Comment: Let’s do a little basic math. What’s the 2013 marginal federal income-tax rate on the top dollar of your income? (I am guessing you think you are “middle class.”) Assuming it was something less than Phil’s 39.5%, and that your state tax rate was something less than Phil’s 13.3%, isn’t Phil already paying a bigger share of his income than you do of yours? And if Phil’s total income was $63 million and yours was, say, $250,000, isn’t Phil actually paying a WAY bigger “share” of the overall tax burden of the United States than you are? I mean, whether you mean “share” as percentage of personal income, or share of the total income of everyone, Phil is already paying way more than his “share” unless you are basing your conclusions on some kind of moral or religious philosophy that supposedly has a whole set of moral mandates relating to income-tax percentages.
“Mickelson might have a very myopic view of his tax situation. . . . No amount of taxes that he will pay over his lifetime is likely to threaten his standard of living.”
Comment: Again, definitions, please. How are you defining “Phil’s standard of living” – do you mean, What Farrell Evans thinks Phil Mickelson’s standard of living SHOULD be, in a just and moral world? That must be it, because every additional dollar that Phil pays in taxes is a tax that reduces his standard of living by a dollar. Maybe that was not what you meant; maybe you meant, Phil will always have a higher standard of living than you, net after taxes, unless you tax him at something in excess of 99% of his income ($62 million in taxes), and in your world, that means the standard of living TO WHICH HE SHOULD BE ENTITLED will not be threatened because he will still be taking home one million dollars which is still more than you.

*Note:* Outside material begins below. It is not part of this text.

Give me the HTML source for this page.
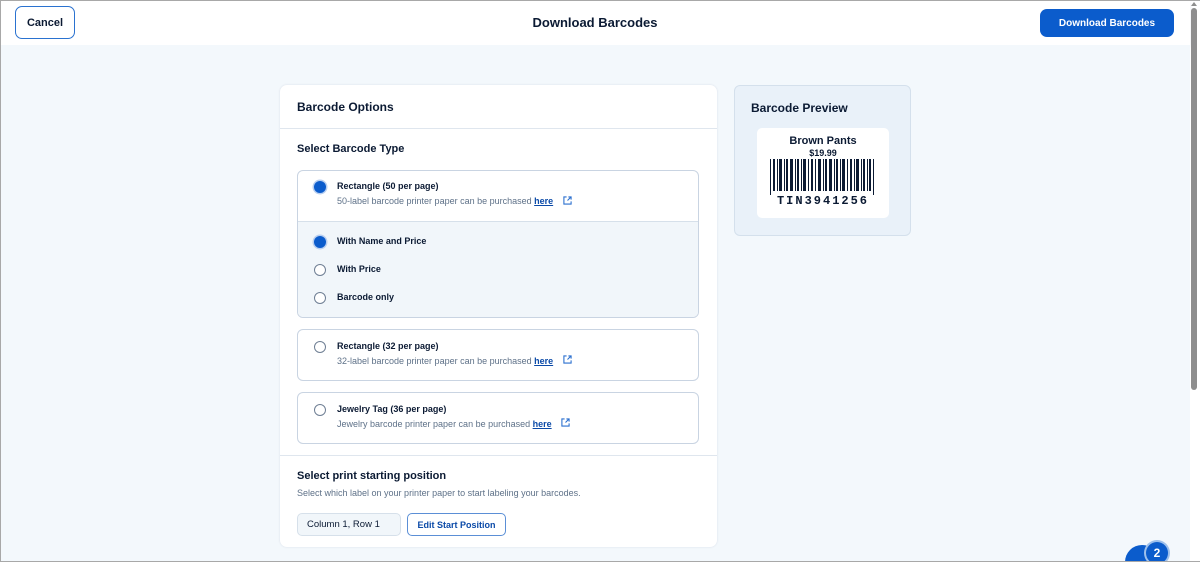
<!DOCTYPE html>
<html style="width:1200px;height:562px;overflow:hidden"><head><style>
*{box-sizing:border-box;margin:0;padding:0}
body{width:1200px;height:562px;overflow:hidden;background:#fff;font-family:"Liberation Sans",sans-serif;color:#0b1a33;position:relative}
.frame{position:absolute;left:0;top:0;width:1200px;height:562px;border:1px solid #a8a8a8;border-right:none;pointer-events:none}
.main{position:absolute;left:1px;top:45px;width:1189px;height:516px;background:#f3f8fc}
.hdr{position:absolute;left:1px;top:1px;width:1189px;height:44px;background:#fff;box-shadow:0 2px 4px rgba(0,40,90,.08)}
.btn{position:absolute;font-weight:bold;font-size:11px;display:flex;align-items:center;justify-content:center;border-radius:7px}
.sb{position:absolute;left:1191px;top:8px;width:6px;height:382px;background:#8e8e8e;border-radius:3px}
.card{position:absolute;left:280px;top:85px;width:437px;height:462px;background:#fff;border-radius:7px;box-shadow:0 0 2px rgba(0,30,80,.12)}
.abs{position:absolute}
.h{font-weight:bold;font-size:12px}
.box{position:absolute;left:17px;width:402px;border:1px solid #c9d4e2;border-radius:6px;background:#fff;overflow:hidden}
.r{position:absolute;width:12px;height:12px;border-radius:50%;border:1.3px solid #6f7f94;background:#fff}
.r.on{border:none;background:#0b5ccc;box-shadow:0 0 0 1.5px #b9cff0}
.t{position:absolute;font-size:9px;font-weight:bold}
.s{position:absolute;font-size:9px;color:#5e7188}
.s a{color:#0b4aa8;font-weight:bold;text-decoration:underline}
.ext{position:absolute;width:9px;height:9px}
.clip{position:absolute;left:0;top:0;width:1200px;height:562px;overflow:hidden}
</style></head><body><div class="clip">
<div class="hdr"></div>
<div class="main"></div>
<div class="btn" style="left:15px;top:6px;width:60px;height:33px;border:1.5px solid #2a72d0;background:#fff;color:#0b1a33">Cancel</div>
<div class="abs" style="left:0;width:1190px;top:15px;text-align:center;font-weight:bold;font-size:13px">Download Barcodes</div>
<div class="btn" style="left:1040px;top:9px;width:134px;height:28px;background:#0b5ccc;color:#fff;font-size:10px">Download Barcodes</div>
<div class="sb"></div>
<div class="abs" style="left:1191px;top:2px;width:0;height:0;border-left:3px solid transparent;border-right:3px solid transparent;border-bottom:4px solid #8e8e8e"></div>

<div class="card">
 <div class="abs h" style="left:17px;top:15px">Barcode Options</div>
 <div class="abs" style="left:0;top:43px;width:437px;height:1px;background:#dfe6ee"></div>
 <div class="abs h" style="left:17px;top:58px;font-size:11px">Select Barcode Type</div>
 <div class="box" style="top:85px;height:148px">
  <div class="abs" style="left:0;top:50px;width:402px;height:98px;background:#f1f6fa;border-top:1px solid #d6e0ea"></div>
  <div class="r on" style="left:16px;top:10px"></div>
  <div class="t" style="left:39px;top:10px">Rectangle (50 per page)</div>
  <div class="s" style="left:39px;top:25px">50-label barcode printer paper can be purchased <a>here</a></div>
  <svg class="ext" style="left:265px;top:25px" viewBox="0 0 10 10" fill="none" stroke="#2a6fcf" stroke-width="1.2"><path d="M4 1H1v8h8V6M6 1h3v3M9 1L5 5"/></svg>
  <div class="r on" style="left:16px;top:65px"></div>
  <div class="t" style="left:39px;top:65px">With Name and Price</div>
  <div class="r" style="left:16px;top:93px"></div>
  <div class="t" style="left:39px;top:93px">With Price</div>
  <div class="r" style="left:16px;top:121px"></div>
  <div class="t" style="left:39px;top:121px">Barcode only</div>
 </div>
 <div class="box" style="top:244px;height:52px">
  <div class="r" style="left:16px;top:11px"></div>
  <div class="t" style="left:39px;top:11px">Rectangle (32 per page)</div>
  <div class="s" style="left:39px;top:26px">32-label barcode printer paper can be purchased <a>here</a></div>
  <svg class="ext" style="left:265px;top:25px" viewBox="0 0 10 10" fill="none" stroke="#2a6fcf" stroke-width="1.2"><path d="M4 1H1v8h8V6M6 1h3v3M9 1L5 5"/></svg>
 </div>
 <div class="box" style="top:307px;height:52px">
  <div class="r" style="left:16px;top:11px"></div>
  <div class="t" style="left:39px;top:11px">Jewelry Tag (36 per page)</div>
  <div class="s" style="left:39px;top:26px">Jewelry barcode printer paper can be purchased <a>here</a></div>
  <svg class="ext" style="left:263px;top:25px" viewBox="0 0 10 10" fill="none" stroke="#2a6fcf" stroke-width="1.2"><path d="M4 1H1v8h8V6M6 1h3v3M9 1L5 5"/></svg>
 </div>
 <div class="abs" style="left:0;top:370px;width:437px;height:1px;background:#dfe6ee"></div>
 <div class="abs h" style="left:17px;top:385px;font-size:11px">Select print starting position</div>
 <div class="s" style="left:17px;top:403px">Select which label on your printer paper to start labeling your barcodes.</div>
 <div class="abs" style="left:17px;top:428px;width:104px;height:23px;background:#f1f6fa;border:1px solid #d6e0ea;border-radius:5px;font-size:9.5px;padding:5px 0 0 9px">Column 1, Row 1</div>
 <div class="btn" style="left:127px;top:428px;width:99px;height:23px;border:1.3px solid #5b8fd6;color:#0b4aa8;font-size:9px;border-radius:5px">Edit Start Position</div>
</div>

<div class="abs" style="left:734px;top:85px;width:177px;height:151px;background:#e9f1f9;border:1px solid #d4e0ec;border-radius:6px">
 <div class="abs h" style="left:16px;top:15px">Barcode Preview</div>
 <div class="abs" style="left:22px;top:42px;width:132px;height:90px;background:#fff;border-radius:5px;text-align:center">
  <div style="font-weight:bold;font-size:11px;margin-top:7px">Brown Pants</div>
  <div style="font-weight:bold;font-size:9px;margin-top:1px">$19.99</div>
  <svg width="110" height="48" viewBox="0 0 110 48" style="display:block;margin:1px auto 0">
   <g fill="#0b1a33">
   <rect x="2" y="0" width="1" height="36"/><rect x="5" y="0" width="2" height="32"/><rect x="9" y="0" width="1" height="32"/><rect x="11" y="0" width="3" height="32"/><rect x="16" y="0" width="1" height="32"/><rect x="18" y="0" width="2" height="32"/><rect x="22" y="0" width="3" height="32"/><rect x="27" y="0" width="1" height="32"/><rect x="29" y="0" width="2" height="32"/><rect x="33" y="0" width="1" height="32"/><rect x="35" y="0" width="3" height="32"/><rect x="40" y="0" width="1" height="32"/><rect x="43" y="0" width="2" height="32"/><rect x="47" y="0" width="1" height="32"/><rect x="50" y="0" width="3" height="32"/><rect x="55" y="0" width="1" height="32"/><rect x="57" y="0" width="2" height="32"/><rect x="61" y="0" width="3" height="32"/><rect x="66" y="0" width="1" height="32"/><rect x="68" y="0" width="2" height="32"/><rect x="72" y="0" width="1" height="32"/><rect x="74" y="0" width="3" height="32"/><rect x="79" y="0" width="1" height="32"/><rect x="82" y="0" width="2" height="32"/><rect x="86" y="0" width="1" height="32"/><rect x="88" y="0" width="3" height="32"/><rect x="93" y="0" width="1" height="32"/><rect x="95" y="0" width="2" height="32"/><rect x="99" y="0" width="1" height="32"/><rect x="101" y="0" width="2" height="32"/><rect x="105" y="0" width="1" height="36"/>
   <text x="55" y="45" text-anchor="middle" font-family="Liberation Mono,monospace" font-weight="bold" font-size="12" letter-spacing="2">TIN3941256</text>
   </g>
  </svg>
 </div>
</div>

<div class="abs" style="left:1125px;top:545px;width:34px;height:34px;border-radius:50%;background:#0b5ccc"></div>
<div class="abs" style="left:1146px;top:542px;width:22px;height:22px;border-radius:50%;background:#0b5ccc;box-shadow:0 0 0 2px #9dc0ec;color:#fff;font-size:12px;font-weight:bold;text-align:center;line-height:22px">2</div>
<div class="frame"></div>
</div></body></html>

Putting aside all of these issues, I should also remind you that, in addition to your obvious feelings of animosity, envy, disgust, etc., for Phil, you reveal your ignorance of the fundamental economic issue involved here. Phil, like you (and any other rational human being), is likely to take whatever steps he deems necessary to do the best possible job of conserving his savings so that he can do the best job of protecting and caring for his family and having enough left over to behave in a generous and charitable manner. Phil is known to be an extraordinarily generous and giving man, and he pays a lot of taxes. Waging class warfare against the Mickelsons of the world (and of California in particular) is likely to hurt lots and lots of people – you will drive them away from places like CA that need their tax money. Phil is undoubtedly willing to pay a ton of CA taxes, but if you push too hard, you lose a lot. If you could keep him in CA at a 10% income tax rate, is it really a smart thing to raise the rate to 13.3% and drive Phil out of CA? That kind of thing is so counter-productive that it is just nuts, not rational behavior. Maybe you will finally be satisfied when we are all economically equal – even if that means equally poor.